Der Sozialwissenschafter August Gächter vom Zentrum für Soziale Innovation beschreibt die Konflikte im geförderten Wohnbau als Folge eines Generationenwechsels. In den 1980er-Jahren waren 80 Prozent der Bewohner solcher Anlagen Angestellte, Vertragsbedienstete und Beamte ohne Hochschulbildung. Einwanderer waren Arbeiter und wohnten anderswo. "Das hat sich in der Folge geändert", sagte Gächter. "Die homogene Schicht der 80er-Jahre musste zusehen, wie sie sich auflöst." Denn eingezogen sind einerseits Akademikerfamilien und Arbeiter mit Migrationshintergrund. "Nun hat Bildung eine Rolle zu spielen begonnen, und die Botschaft war, man sei zu dumm für den Arbeitsmarkt. Für viele Altbewohner wurde das zu einer Verlusterfahrung." Dies bekamen dann die weniger gebildeten Migrantenfamilien zu spüren.

Engagierte Hausbewohner

All diese gesellschaftlichen Trends erfordern neue Lösungen, betonte Margarete Huber, Projektleiterin für Community-Coaching bei Wohnbund Consult, die bei Integration berät.
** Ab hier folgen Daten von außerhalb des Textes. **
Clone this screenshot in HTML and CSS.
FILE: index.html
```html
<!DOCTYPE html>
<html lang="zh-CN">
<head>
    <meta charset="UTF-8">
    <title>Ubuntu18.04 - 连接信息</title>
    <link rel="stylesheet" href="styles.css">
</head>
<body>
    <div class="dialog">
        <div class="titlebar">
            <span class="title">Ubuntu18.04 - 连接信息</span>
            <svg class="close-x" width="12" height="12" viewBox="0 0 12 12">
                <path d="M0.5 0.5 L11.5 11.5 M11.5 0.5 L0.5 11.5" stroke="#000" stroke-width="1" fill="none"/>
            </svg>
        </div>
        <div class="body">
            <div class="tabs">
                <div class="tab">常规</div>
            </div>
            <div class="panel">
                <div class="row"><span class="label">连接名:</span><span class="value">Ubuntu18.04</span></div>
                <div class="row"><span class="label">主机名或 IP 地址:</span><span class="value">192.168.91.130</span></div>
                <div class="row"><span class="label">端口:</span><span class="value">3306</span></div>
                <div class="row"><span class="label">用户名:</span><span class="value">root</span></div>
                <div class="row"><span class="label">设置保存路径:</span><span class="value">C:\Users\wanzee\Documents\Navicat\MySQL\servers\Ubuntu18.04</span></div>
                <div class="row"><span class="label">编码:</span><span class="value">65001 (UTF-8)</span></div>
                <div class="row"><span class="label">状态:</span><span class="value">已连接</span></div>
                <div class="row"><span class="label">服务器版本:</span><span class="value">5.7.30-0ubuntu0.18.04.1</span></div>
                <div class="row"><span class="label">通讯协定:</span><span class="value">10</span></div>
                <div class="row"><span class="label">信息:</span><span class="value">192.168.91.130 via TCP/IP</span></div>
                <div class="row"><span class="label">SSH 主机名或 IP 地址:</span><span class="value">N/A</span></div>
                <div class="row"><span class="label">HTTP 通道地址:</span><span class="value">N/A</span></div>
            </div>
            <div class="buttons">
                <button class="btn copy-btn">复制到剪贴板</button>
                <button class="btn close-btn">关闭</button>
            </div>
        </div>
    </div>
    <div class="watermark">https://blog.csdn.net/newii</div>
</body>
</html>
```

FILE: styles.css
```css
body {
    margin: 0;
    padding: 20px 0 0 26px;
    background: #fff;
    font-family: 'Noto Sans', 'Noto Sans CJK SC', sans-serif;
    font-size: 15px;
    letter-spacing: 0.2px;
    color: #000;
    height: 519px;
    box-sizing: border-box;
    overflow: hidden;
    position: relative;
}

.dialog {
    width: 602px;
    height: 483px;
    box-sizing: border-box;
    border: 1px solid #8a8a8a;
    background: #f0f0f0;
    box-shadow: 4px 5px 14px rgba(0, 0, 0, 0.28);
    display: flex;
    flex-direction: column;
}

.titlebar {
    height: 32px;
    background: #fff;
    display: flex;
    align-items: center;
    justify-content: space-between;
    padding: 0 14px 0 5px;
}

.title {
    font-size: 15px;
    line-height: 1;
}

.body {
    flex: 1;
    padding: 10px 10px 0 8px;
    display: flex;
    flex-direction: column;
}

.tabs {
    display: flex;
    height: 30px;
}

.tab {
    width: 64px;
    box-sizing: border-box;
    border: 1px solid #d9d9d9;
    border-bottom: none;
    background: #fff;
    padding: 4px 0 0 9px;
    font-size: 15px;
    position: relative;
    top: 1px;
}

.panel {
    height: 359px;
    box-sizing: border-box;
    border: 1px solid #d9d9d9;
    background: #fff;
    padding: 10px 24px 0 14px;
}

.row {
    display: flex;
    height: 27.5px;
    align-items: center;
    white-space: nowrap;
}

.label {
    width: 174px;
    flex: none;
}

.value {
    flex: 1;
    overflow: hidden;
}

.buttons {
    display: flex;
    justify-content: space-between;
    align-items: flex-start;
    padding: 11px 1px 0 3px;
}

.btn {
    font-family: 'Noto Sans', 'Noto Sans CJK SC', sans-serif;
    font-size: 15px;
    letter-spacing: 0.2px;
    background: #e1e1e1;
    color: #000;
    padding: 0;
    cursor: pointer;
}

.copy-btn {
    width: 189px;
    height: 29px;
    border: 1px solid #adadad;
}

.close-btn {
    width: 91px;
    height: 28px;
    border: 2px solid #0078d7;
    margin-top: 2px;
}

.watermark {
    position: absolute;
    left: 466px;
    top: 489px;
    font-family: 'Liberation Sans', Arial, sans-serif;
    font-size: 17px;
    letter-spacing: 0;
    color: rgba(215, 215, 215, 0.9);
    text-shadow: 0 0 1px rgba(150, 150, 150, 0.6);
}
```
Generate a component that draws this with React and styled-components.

Sie setzt auf Bauträger, die sich auf die Herausforderungen der multikulturellen Gesellschaft einlassen – mit Gemeinschaftsräumen und gewerblich nutzbaren Flächen, niederschwelligen Begegnungszonen wie eher kleinteiligen Stiegen, mit einer engagierten Hausbetreuung "und engagierten Hausbewohnern, die im gemeinsam Leben mehr als nur Wohnen sehen". Aber auch die öffentliche Hand sei gefordert, denn "Integration soll nicht erst beim Bezug beginnen, sondern schon bei der Stadtentwicklung und -planung".

Für Isabella Stickler, die für die Wohnbetreuung der Alpenland verantwortlich ist, ist die Größe der Anlage entscheidend. Die meisten ihrer 162 in niederösterreichischen Gemeinden gelegenen Wohnhäuser haben nur wenige Einheiten, und dort stimme meist der soziale Friede. Die wenigen großen seien Problemzonen. "Ab hundert Einheiten bricht das soziale Gefüge auseinander", warnte Stickler.

Von erstem Kennenlernen bis Mediation

Diese Erfahrungen haben andere Wohnbauträger nicht gemacht: Große Anlagen erlauben mehr Ressourceneinsatz bei der Konfliktlösung. Walter Weiland von der Sozialbau beschrieb die vielen Ebenen, auf denen das Unternehmen arbeitet: vom ersten Kennenlernen der Mieter, wenn der Estrich fertig ist, über intensive Kommunikation mit der Hausverwaltung und einer raschen Mediation beim Auftreten erster Streitigkeiten.

"Ein Nachbarschaftskonflikt, der nicht behandelt wird, kann sich rasch ausweiten", sagte Weiland. "Ab einer gewissen Stufe suchen sich die Konfliktparteien Verbündete, und dann wird daraus ein Konflikt, der eine ganze Stiege betrifft." Man habe in einer Studie 245 Mediationseinsätze untersucht, und 73 Prozent seien erfolgreich gewesen. In 68 Prozent war Lärm der Konfliktgrund, und nur bei 28 Prozent waren Einwanderer involviert.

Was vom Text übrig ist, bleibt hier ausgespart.